> _To be done_
Check each line below for the word "index", and copy those that have it.
begin Records
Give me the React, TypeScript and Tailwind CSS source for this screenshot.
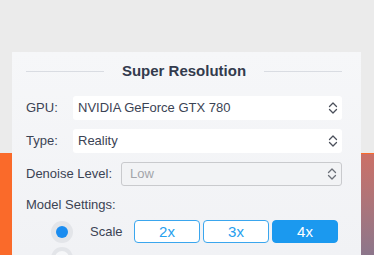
import { ReactNode } from "react";

function Chevrons({ muted = false }: { muted?: boolean }) {
  return (
    <svg width="10" height="14" viewBox="0 0 10 14" fill="none" className="shrink-0">
      <path
        d="M1.5 5.5 L5 2 L8.5 5.5 M1.5 8.5 L5 12 L8.5 8.5"
        stroke={muted ? "#6b6f78" : "#4a4f5a"}
        strokeWidth="1.3"
        strokeLinecap="round"
        strokeLinejoin="round"
      />
    </svg>
  );
}

function SelectBox({ value, disabled = false }: { value: string; disabled?: boolean }) {
  return (
    <div
      className={
        disabled
          ? "flex-1 h-6 flex items-center justify-between pl-[8px] pr-[4px] rounded-[3px] border border-[#c9cacd] bg-[#f2f3f5] text-[#a3a5aa]"
          : "flex-1 h-6 flex items-center justify-between pl-[5px] pr-[4px] rounded-[3px] bg-white text-[#3b4354]"
      }
    >
      <span>{value}</span>
      <Chevrons muted={disabled} />
    </div>
  );
}

function Row({ label, width, children }: { label: string; width: string; children: ReactNode }) {
  return (
    <div className="flex items-center">
      <span className={width}>{label}</span>
      {children}
    </div>
  );
}

export default function App() {
  return (
    <div
      className="relative w-[374px] h-[255px] overflow-hidden bg-[#ebebeb] text-[13px] text-[#3b4354]"
      style={{ fontFamily: '"Liberation Sans", Arial, sans-serif' }}
    >
      {/* backdrop behind the panel */}
      <div className="absolute left-0 right-0 top-[153px] bottom-0 bg-[#fa6a2a]" />
      <div className="absolute left-[300px] right-0 top-[154px] bottom-0 rounded-tl-[4px] bg-gradient-to-b from-[#cb7067] to-[#8c768b]" />

      <div className="relative mt-[52px] ml-[12px] w-[349px] h-[203px] bg-gradient-to-b from-[#f6f7f9] to-[#f1f2f5] pl-[14px] pr-[19px] pt-[9px]">
        <div className="flex items-center gap-[18px]">
          <div className="flex-1 h-px bg-[#d9dce2]" />
          <span className="text-[15px] leading-[20px] font-bold text-[#333b4d]">Super Resolution</span>
          <div className="flex-1 h-px bg-[#d9dce2]" />
        </div>

        <div className="mt-[15px] flex flex-col gap-[9px]">
          <Row label="GPU:" width="w-[47px]">
            <SelectBox value="NVIDIA GeForce GTX 780" />
          </Row>
          <Row label="Type:" width="w-[47px]">
            <SelectBox value="Reality" />
          </Row>
          <Row label="Denoise Level:" width="w-[95px]">
            <SelectBox value="Low" disabled />
          </Row>
        </div>

        <div className="mt-[10px] leading-[18px]">Model Settings:</div>

        <div className="mt-[6px] flex items-center">
          <div className="ml-[25px] w-[22px] h-[22px] rounded-full bg-[#e3e5e9] flex items-center justify-center">
            <div className="w-[12px] h-[12px] rounded-full bg-[#1a8cf0]" />
          </div>
          <span className="ml-[17px] w-[44px]">Scale</span>
          <div className="flex gap-[3px]">
            <button className="w-[66px] h-[23px] rounded-[4px] border border-[#3aa6ee] bg-white text-[#27a0ee] text-[15px]">2x</button>
            <button className="w-[66px] h-[23px] rounded-[4px] border border-[#3aa6ee] bg-white text-[#27a0ee] text-[15px]">3x</button>
            <button className="w-[66px] h-[23px] rounded-[4px] border border-[#1b99ef] bg-[#1b99ef] text-white text-[15px]">4x</button>
          </div>
        </div>

        <div className="mt-[4px] ml-[25px] w-[22px] h-[22px] rounded-full bg-[#e3e5e9] flex items-center justify-center">
          <div className="w-[14px] h-[14px] rounded-full bg-[#f6f7f9]" />
        </div>
      </div>
    </div>
  );
}
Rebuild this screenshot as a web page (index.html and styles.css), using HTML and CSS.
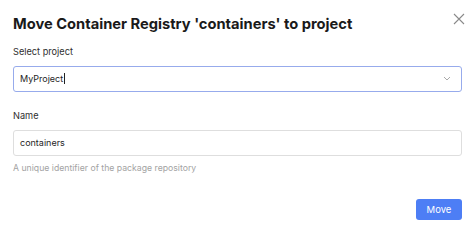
FILE: index.html
```html
<!DOCTYPE html>
<html lang="en">
<head>
<meta charset="utf-8">
<link rel="stylesheet" href="styles.css">
</head>
<body>
<div class="dialog">
  <div class="header">
    <h1 class="title">Move Container Registry 'containers' to project</h1>
    <button class="close" aria-label="Close">
      <svg width="12" height="12" viewBox="0 0 12 12"><path d="M1 1L11 11M11 1L1 11" stroke="#8a8a8a" stroke-width="1.1" fill="none"/></svg>
    </button>
  </div>
  <div class="field">
    <label class="label">Select project</label>
    <div class="select focused">
      <span class="value">MyProject<span class="caret"></span></span>
      <svg class="chev" width="8" height="5" viewBox="0 0 8 5"><path d="M1 1L4 4L7 1" stroke="#aaa" stroke-width="1" fill="none"/></svg>
    </div>
  </div>
  <div class="field">
    <label class="label">Name</label>
    <div class="input"><span class="value">containers</span></div>
    <div class="help">A unique identifier of the package repository</div>
  </div>
  <div class="footer">
    <button class="btn">Move</button>
  </div>
</div>
</body>
</html>
```

FILE: styles.css
```css
* { box-sizing: border-box; }
body {
  margin: 0;
  background: #fff;
  font-family: Inter, "Noto Sans", sans-serif;
  color: #222;
}
.dialog {
  width: 474px;
  height: 228px;
  padding: 15px 12px 0 13px;
  display: flex;
  flex-direction: column;
}
.header {
  display: flex;
  justify-content: space-between;
  align-items: flex-start;
  height: 18px;
}
.title {
  margin: 0;
  font-size: 14.7px;
  line-height: 18px;
  font-weight: 700;
  color: #1a1a1a;
}
.close {
  border: 0;
  background: none;
  padding: 0;
  margin: -3px -4px 0 0;
  width: 14px;
  height: 14px;
  display: flex;
  align-items: center;
  justify-content: center;
}
.field {
  display: flex;
  flex-direction: column;
}
.header + .field { margin-top: 13px; }
.field + .field { margin-top: 18px; }
.label {
  font-size: 9.2px;
  line-height: 12px;
  color: #2e2e2e;
  margin-bottom: 8px;
}
.select, .input {
  height: 26px;
  border: 1px solid #dedede;
  border-radius: 3px;
  display: flex;
  align-items: center;
  justify-content: space-between;
  padding: 0 10px 1px 6px;
  font-size: 9px;
  color: #1e1e1e;
}
.select.focused {
  border: 1.5px solid #97abec;
}
.value { display: flex; align-items: center; }
.caret {
  display: inline-block;
  width: 1px;
  height: 11px;
  background: #222;
  margin-left: 0.5px;
}
.help {
  margin-top: 6px;
  font-size: 8.7px;
  line-height: 12px;
  color: #a3a3a3;
}
.footer {
  display: flex;
  justify-content: flex-end;
  margin-top: 25px;
}
.btn {
  width: 46px;
  height: 21px;
  border: 0;
  border-radius: 3px;
  background: #4d7ef5;
  color: #fff;
  font-family: Inter, "Noto Sans", sans-serif;
  font-size: 9.5px;
  padding: 0;
}
```
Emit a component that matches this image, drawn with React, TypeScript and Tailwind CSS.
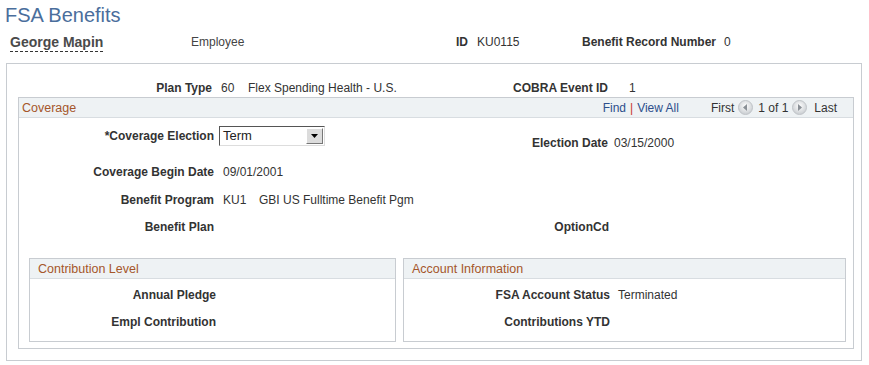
end Records
> _Output_
Rebuild this screenshot as a web page (index.html and styles.css), using HTML and CSS.
FILE: index.html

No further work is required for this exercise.